From One Image to Precision Pose: Seed-Diverse Diffusion Models and Model-Selection-Driven Hybrid Servoing in Limited Viewpoints

In robotic visual servoing, when prior measure- ment or imaging is impractical, control must rely on a single image of the initial view. Diffusion models can generate 3D shapes from a single image; however, the blind spot area involves uncertainty, which may degrade alignment accuracy if used directly in model-dependent control manipulation. This study proposes a hybrid visual servo control method that operates under the assumption of this uncertainty. From a single image, multiple 3D shape candidates are sampled using a pre-trained generative model, and then progressively controlled while retaining them.

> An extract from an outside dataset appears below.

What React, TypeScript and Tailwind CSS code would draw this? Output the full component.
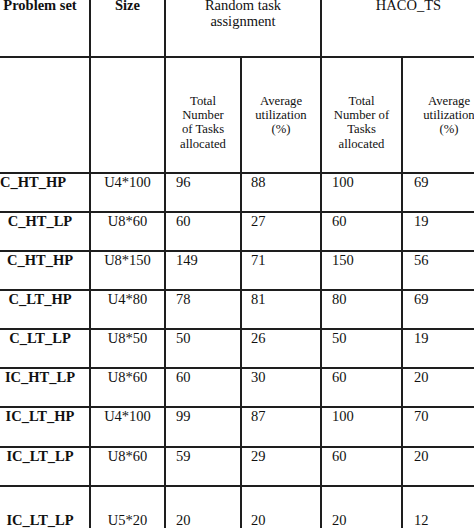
import React from "react";

const rows: [string, string, string, string, string, string][] = [
  ["C_HT_HP", "U4*100", "96", "88", "100", "69"],
  ["C_HT_LP", "U8*60", "60", "27", "60", "19"],
  ["C_HT_HP", "U8*150", "149", "71", "150", "56"],
  ["C_LT_HP", "U4*80", "78", "81", "80", "69"],
  ["C_LT_LP", "U8*50", "50", "26", "50", "19"],
  ["IC_HT_LP", "U8*60", "60", "30", "60", "20"],
  ["IC_LT_HP", "U4*100", "99", "87", "100", "70"],
  ["IC_LT_LP", "U8*60", "59", "29", "60", "20"],
  ["IC_LT_LP", "U5*20", "20", "20", "20", "12"],
];

function Sub({ lines }: { lines: string[] }) {
  return (
    <div className="bg-white pt-[36px] text-center text-[12.7px] leading-[14.2px]">
      {lines.map((l, i) => (
        <div key={i}>{l}</div>
      ))}
    </div>
  );
}

export default function App() {
  return (
    <div
      className="w-[474px] h-[528px] overflow-hidden bg-white text-[#111]"
      style={{ fontFamily: '"Liberation Serif", "Times New Roman", serif' }}
    >
      <div className="grid w-[495px] grid-cols-[89px_73px_74px_78px_79px_92px] grid-rows-[56px_114px_37px_37px_37px_37px_37px_37px_38px_37px_60px] gap-[2px] bg-[#1e1e1e] text-[14.5px] leading-[16px]">
        {/* header row */}
        <div className="bg-white pr-[9px] text-center font-bold">
          <div className="-mt-[3px]">Problem set</div>
        </div>
        <div className="bg-white text-center font-bold">
          <div className="-mt-[3px]">Size</div>
        </div>
        <div className="col-span-2 bg-white text-center">
          <div className="-mt-[3px]">
            Random task
            <br />
            assignment
          </div>
        </div>
        <div className="col-span-2 bg-white text-center">
          <div className="-mt-[3px]">HACO_TS</div>
        </div>

        {/* sub header row */}
        <div className="bg-white" />
        <div className="bg-white" />
        <Sub lines={["Total", "Number", "of Tasks", "allocated"]} />
        <Sub lines={["Average", "utilization", "(%)"]} />
        <Sub lines={["Total", "Number of", "Tasks", "allocated"]} />
        <Sub lines={["Average", "utilization", "(%)"]} />

        {rows.map((r, i) => {
          const last = i === rows.length - 1;
          const pt = last ? "pt-[25px]" : "pt-0";
          return (
            <React.Fragment key={i}>
              <div
                className={`bg-white text-center font-bold ${pt} ${
                  i === 0 ? "pr-[23px]" : "pr-[9px]"
                }`}
              >
                {r[0]}
              </div>
              <div className={`bg-white text-center ${pt}`}>{r[1]}</div>
              <div className={`bg-white pl-[10px] ${pt}`}>{r[2]}</div>
              <div className={`bg-white pl-[9px] ${pt}`}>{r[3]}</div>
              <div className={`bg-white pl-[10px] ${pt}`}>{r[4]}</div>
              <div className={`bg-white pl-[11px] ${pt}`}>{r[5]}</div>
            </React.Fragment>
          );
        })}
      </div>
    </div>
  );
}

First, rough positioning is performed using PBVS (Position-Based Visual Servoing) with multiple shape candidates. Next, the system compares the candidate images rendered with the observed image and selects the best model based on geometric error and visual similarity. Finally, IBVS (Image-Based Visual Servoing) uses the selected model to refine slight alignment errors with high precision. This proposed method achieves high-precision approach and alignment from minimal input of a single image, providing a framework that resolves the problems of shape uncertainty and control error caused by 3D generation. Experiments show that the convergence success rate improved as the number of shape candidates increased and that high-precision alignment was achieved through the staged integration of PBVS and IBVS.